The Board has established three standing committees – the Audit Committee, the Compensation Committee and the Nominating and Corporate Governance Committee, and from time-to-time, the Board may establish additional committees of the Board to which it will delegate certain duties and may request that you serve on (and possibly lead) one or more of such committees. It is currently expected that you will serve on one or more of such committees. You may also be requested to serve as a director of one or more of our subsidiaries in which case you may be subject to other laws while serving in such a capacity.
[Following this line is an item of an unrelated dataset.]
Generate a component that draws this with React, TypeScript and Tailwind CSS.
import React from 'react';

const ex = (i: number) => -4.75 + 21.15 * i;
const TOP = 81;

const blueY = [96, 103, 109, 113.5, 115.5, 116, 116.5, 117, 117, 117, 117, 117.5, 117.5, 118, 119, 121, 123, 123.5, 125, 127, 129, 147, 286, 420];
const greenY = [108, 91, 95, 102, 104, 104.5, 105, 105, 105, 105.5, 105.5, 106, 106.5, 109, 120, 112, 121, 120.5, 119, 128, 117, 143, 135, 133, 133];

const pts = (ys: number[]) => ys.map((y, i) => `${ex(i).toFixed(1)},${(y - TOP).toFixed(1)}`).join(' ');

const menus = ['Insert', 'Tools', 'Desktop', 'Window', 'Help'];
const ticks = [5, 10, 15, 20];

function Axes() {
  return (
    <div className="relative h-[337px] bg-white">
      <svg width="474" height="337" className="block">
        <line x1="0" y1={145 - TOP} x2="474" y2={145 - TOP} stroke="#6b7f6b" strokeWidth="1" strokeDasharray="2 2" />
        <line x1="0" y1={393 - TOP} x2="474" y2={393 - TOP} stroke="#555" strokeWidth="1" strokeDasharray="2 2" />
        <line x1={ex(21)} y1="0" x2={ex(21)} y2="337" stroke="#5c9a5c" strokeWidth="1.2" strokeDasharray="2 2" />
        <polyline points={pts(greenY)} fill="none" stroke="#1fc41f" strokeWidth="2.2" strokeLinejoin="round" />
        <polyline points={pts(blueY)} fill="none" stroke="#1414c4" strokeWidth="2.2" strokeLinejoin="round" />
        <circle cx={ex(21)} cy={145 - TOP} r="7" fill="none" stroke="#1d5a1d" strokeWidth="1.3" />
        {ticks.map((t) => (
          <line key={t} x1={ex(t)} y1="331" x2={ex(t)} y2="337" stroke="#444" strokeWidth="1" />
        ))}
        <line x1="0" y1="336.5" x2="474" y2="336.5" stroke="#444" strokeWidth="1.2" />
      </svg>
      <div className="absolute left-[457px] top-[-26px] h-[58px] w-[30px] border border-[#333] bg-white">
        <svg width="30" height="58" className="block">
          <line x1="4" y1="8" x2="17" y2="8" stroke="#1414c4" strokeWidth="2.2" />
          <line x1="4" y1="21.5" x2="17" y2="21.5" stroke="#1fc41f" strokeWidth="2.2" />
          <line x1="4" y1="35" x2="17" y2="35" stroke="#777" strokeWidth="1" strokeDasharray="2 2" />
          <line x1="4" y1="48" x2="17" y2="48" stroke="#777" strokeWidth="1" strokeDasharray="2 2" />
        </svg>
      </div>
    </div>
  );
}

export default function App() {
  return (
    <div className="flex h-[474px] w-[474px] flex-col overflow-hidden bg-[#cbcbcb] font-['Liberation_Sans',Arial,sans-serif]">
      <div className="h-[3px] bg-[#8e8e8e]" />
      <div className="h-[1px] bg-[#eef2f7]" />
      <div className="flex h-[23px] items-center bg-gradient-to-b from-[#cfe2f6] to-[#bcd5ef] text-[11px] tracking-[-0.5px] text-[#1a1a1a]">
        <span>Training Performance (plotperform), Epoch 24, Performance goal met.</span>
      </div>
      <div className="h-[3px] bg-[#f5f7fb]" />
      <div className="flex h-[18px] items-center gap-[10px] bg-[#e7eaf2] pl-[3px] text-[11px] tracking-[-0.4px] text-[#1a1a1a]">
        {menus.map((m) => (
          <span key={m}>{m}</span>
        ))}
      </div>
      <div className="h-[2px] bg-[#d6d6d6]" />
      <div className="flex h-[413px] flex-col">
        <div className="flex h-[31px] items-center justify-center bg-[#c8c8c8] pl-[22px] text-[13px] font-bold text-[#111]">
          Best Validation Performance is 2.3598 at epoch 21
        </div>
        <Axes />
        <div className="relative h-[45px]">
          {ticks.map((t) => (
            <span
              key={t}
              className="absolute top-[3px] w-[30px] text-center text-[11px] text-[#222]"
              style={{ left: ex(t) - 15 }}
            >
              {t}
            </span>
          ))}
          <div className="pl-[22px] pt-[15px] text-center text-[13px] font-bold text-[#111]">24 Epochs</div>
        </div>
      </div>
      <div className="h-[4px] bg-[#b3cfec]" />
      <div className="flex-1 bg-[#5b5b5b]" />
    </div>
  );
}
The Company will compensate you for your service as a member of the Board by providing you with the compensation set forth in the Compensation Policy. Under the existing Policy, we pay non-employee directors an annual retainer, which may be in the form of equity, cash, or a combination of the two (as set forth in the Policy). As described in the Compensation Policy, your reasonable, customary, and documented travel expenses to Board meetings will be reimbursed by the Company. We have also attached our indemnification agreement hereto as Exhibit A for your review and execution.

In connection with your services to the Company, we expect that technical, business or financial information of the Company (“Confidential Information”) will be disclosed to you. To the extent that Confidential Information is not publicly known or not otherwise previously known by you without an obligation of confidentiality, you agree not to use (except in connection with your services to the Company) or disclose Confidential Information to any third party and to take reasonable steps to maintain the confidential nature of all Confidential Information.
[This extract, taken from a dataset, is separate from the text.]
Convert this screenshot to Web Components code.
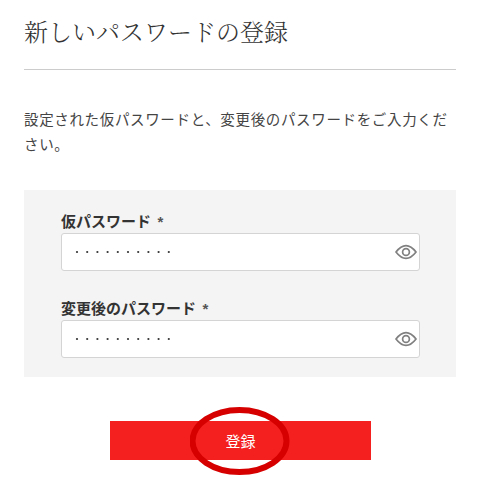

To avoid any conflicts of interest, we ask you to refrain, while you are a member of the Board, from providing advice or otherwise providing services to any competitor of the Company. In addition, we ask that you inform the Board of any potential or actual, direct or indirect, conflict of interest that you think exists or may arise because of your relationship with the Company, so that we may come to a quick and mutually agreeable resolution. By signing this letter agreement, you also represent and warrant that you have no contractual commitments or other legal obligations to a third party that would prohibit you from performing your duties for the Company.

As part of our overall responsibilities, the Company and the Company’s stockholders reserve the right to remove any individual from the Board or any committee thereof at any time in accordance with the provisions of the Company’s governing documents or applicable law. You, of course, may also terminate your relationship with the Company at any time. When you cease to be a member of the Board for any reason, you must return all Confidential Information to the Company.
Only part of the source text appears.